Like some bloggers, they would like to do a little bit of reflection for their life in the past year. I would like to do the same. This is going to be a long post. If you are willing to read, thank you. If not, hehe…I’m sorry. x)
2010 was the year that I’ve spent my last year of being a teenager. Since my birthday is on the twelfth day after the New Year, when that day comes, my age will be added and my life will be shortened. But I’m thankful and grateful that I’ve lived until today to explore the days ahead of me.

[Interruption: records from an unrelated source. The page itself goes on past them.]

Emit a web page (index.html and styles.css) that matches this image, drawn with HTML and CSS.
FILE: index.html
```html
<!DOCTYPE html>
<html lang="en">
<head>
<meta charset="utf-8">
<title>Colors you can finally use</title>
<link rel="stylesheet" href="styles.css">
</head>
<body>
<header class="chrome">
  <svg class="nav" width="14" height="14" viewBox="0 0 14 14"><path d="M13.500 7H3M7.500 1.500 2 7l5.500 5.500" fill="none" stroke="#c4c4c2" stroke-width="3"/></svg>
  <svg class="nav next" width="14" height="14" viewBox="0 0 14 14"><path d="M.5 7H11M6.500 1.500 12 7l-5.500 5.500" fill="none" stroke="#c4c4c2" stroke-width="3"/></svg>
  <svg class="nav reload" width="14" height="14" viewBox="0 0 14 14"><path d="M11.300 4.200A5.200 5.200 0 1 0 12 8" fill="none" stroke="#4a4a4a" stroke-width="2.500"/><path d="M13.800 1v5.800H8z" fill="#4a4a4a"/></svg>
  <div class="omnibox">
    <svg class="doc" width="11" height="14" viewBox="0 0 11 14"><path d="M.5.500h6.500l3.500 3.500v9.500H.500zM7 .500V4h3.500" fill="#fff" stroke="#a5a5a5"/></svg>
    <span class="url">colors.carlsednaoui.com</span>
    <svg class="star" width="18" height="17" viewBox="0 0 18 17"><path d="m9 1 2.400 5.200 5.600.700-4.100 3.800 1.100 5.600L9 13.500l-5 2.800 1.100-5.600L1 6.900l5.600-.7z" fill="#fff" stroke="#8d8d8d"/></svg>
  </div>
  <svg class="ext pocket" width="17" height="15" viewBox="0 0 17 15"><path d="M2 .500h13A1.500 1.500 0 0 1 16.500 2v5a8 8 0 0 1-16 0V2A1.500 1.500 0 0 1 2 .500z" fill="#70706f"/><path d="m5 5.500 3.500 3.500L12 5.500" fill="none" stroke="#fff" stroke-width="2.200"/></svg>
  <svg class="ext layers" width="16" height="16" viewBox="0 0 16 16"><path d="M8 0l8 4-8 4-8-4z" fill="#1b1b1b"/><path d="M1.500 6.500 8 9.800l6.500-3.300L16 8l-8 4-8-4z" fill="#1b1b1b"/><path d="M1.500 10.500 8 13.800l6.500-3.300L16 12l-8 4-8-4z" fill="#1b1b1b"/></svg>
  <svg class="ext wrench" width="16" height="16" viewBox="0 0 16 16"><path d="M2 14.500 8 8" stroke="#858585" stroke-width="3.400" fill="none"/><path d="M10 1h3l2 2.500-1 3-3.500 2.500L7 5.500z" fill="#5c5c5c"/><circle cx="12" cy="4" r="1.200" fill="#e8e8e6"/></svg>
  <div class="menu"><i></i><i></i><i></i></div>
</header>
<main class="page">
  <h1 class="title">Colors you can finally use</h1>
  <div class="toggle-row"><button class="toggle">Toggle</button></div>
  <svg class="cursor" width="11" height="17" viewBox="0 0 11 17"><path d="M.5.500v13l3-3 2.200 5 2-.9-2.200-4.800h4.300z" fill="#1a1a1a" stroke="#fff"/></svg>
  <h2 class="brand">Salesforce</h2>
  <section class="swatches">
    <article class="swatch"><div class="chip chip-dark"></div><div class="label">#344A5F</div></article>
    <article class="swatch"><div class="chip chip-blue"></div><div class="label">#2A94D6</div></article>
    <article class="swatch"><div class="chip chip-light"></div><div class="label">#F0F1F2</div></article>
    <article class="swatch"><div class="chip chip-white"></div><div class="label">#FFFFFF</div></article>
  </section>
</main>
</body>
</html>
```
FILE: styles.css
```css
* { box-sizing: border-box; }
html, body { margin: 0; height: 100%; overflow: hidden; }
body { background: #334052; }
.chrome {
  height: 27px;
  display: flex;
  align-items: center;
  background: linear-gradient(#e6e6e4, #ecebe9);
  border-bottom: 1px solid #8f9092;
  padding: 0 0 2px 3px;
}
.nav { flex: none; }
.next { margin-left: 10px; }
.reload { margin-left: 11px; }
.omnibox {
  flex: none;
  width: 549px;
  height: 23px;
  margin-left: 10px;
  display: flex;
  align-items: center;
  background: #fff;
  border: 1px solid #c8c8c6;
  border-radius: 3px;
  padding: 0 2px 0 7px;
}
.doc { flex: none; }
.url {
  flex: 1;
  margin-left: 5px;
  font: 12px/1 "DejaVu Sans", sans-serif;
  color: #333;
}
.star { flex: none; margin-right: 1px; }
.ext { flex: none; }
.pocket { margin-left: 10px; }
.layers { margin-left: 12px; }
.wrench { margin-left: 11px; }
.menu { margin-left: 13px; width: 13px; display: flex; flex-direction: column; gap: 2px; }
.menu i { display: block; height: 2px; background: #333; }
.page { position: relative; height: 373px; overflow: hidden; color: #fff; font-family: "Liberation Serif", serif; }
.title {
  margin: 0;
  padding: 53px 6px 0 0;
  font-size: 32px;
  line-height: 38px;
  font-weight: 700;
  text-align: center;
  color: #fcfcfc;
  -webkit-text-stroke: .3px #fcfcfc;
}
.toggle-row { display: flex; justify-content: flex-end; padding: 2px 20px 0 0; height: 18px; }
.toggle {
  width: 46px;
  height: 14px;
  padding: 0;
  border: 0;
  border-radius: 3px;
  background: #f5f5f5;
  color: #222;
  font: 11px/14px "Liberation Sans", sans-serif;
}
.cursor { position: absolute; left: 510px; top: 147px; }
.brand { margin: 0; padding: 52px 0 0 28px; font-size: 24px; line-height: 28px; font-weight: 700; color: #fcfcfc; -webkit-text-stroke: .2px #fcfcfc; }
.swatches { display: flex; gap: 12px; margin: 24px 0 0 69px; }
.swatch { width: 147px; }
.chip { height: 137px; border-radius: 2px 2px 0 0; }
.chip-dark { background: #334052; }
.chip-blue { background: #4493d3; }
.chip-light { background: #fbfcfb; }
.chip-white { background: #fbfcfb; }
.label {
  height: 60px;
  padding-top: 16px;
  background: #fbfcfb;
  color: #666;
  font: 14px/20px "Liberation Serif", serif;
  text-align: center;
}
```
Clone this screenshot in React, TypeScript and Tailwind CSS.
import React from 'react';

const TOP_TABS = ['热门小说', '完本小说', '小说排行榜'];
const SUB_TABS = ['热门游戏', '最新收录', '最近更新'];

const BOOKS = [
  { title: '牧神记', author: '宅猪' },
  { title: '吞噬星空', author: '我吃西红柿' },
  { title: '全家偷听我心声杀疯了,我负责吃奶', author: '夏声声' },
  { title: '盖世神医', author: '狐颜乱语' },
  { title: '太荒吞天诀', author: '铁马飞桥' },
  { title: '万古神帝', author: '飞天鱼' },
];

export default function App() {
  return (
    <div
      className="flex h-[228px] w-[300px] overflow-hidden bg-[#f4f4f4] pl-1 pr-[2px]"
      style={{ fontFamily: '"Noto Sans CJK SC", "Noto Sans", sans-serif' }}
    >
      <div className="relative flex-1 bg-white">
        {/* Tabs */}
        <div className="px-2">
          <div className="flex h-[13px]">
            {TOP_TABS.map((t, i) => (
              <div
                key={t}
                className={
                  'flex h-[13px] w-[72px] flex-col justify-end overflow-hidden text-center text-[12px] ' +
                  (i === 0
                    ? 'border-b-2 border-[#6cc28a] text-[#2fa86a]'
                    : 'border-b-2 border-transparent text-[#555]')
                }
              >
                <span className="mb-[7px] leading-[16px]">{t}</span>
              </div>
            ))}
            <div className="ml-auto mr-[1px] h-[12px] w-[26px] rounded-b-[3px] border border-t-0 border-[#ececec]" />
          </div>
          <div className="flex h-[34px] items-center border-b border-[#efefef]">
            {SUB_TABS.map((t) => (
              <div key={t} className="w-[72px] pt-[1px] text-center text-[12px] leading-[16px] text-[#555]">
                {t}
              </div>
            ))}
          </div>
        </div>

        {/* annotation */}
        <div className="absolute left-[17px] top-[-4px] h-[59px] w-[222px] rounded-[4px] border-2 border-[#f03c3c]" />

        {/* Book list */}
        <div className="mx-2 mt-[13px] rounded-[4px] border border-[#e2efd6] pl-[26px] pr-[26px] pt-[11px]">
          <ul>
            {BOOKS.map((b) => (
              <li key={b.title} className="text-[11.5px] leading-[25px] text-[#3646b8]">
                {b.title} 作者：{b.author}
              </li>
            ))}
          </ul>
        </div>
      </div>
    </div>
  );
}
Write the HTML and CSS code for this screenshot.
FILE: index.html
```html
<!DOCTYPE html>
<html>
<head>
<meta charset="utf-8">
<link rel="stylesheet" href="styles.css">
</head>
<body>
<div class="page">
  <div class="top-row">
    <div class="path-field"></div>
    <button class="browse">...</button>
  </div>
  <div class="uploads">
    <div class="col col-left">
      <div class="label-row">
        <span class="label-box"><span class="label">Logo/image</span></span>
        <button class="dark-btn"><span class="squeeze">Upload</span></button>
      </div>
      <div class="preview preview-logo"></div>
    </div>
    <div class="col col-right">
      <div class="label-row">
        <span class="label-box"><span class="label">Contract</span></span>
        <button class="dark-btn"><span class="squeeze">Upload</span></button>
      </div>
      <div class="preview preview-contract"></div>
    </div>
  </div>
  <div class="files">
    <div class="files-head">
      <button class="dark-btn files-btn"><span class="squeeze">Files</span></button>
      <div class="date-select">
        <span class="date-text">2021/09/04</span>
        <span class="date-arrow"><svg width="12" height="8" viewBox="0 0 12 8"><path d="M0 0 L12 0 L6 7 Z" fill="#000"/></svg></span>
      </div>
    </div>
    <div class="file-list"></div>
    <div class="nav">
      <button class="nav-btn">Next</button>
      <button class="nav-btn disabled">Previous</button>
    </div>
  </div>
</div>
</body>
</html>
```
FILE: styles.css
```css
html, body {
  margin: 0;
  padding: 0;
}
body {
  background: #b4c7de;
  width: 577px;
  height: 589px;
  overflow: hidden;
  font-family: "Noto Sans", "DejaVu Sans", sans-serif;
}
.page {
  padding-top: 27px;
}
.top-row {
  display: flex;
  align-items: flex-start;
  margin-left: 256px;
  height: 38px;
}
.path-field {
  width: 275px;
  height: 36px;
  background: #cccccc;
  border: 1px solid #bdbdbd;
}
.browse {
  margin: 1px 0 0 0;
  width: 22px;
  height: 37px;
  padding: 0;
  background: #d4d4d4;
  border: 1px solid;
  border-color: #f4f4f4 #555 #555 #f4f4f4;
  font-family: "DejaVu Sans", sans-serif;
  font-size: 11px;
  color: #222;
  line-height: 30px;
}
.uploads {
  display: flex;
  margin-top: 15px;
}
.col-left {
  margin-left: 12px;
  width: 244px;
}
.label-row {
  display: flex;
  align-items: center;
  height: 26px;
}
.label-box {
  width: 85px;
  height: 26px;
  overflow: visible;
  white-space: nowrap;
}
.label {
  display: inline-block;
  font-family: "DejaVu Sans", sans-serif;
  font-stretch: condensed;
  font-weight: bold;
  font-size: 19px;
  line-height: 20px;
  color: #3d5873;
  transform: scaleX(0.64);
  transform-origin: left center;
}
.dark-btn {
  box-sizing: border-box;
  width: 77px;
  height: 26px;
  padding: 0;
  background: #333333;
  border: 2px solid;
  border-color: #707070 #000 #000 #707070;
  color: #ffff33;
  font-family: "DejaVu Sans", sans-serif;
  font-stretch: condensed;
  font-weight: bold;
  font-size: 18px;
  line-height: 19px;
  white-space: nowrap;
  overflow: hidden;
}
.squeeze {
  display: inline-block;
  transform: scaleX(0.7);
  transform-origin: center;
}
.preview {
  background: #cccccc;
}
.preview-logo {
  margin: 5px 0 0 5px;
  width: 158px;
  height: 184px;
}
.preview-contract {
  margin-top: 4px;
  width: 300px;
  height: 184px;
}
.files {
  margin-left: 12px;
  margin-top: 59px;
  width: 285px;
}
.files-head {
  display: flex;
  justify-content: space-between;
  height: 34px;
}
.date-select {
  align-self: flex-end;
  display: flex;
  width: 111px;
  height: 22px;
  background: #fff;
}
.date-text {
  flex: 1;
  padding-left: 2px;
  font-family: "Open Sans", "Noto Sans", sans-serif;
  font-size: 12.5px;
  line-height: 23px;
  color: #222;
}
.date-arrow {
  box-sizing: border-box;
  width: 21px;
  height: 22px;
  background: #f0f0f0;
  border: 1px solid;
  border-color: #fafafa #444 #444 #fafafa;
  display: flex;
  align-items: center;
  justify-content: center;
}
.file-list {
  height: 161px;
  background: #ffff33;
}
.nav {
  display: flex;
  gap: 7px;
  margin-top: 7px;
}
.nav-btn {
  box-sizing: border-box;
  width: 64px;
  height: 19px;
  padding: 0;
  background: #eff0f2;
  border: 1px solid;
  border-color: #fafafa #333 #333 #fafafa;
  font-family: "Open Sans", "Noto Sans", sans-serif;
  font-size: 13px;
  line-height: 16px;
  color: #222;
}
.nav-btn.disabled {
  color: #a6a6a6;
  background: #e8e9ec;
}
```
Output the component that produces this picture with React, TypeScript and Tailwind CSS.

2010 was the year that I almost fell into the darkness but thank God that I’ve managed to climb my way back into the light and to feel His love. I did many things that are not worthy in front of God’s eyes. I was confused and did not know what I was doing. I was blindly doing it. It was foolish indeed. I was too caught up with this world’s evil perspectives than to feel God’s love and obey His words. People make mistakes that they are not even aware of…that includes me. I’m thankful to be saved. I’m thankful to return to the life that God wanted me to live. I’m thankful to have realized it before it was too late. I’m thankful to Jesus Christ who has entered into my life and He has never left me even when I had furthered myself away from Him. This doesn’t make me a 100% perfect person but I hope to live by His word for as long as I live.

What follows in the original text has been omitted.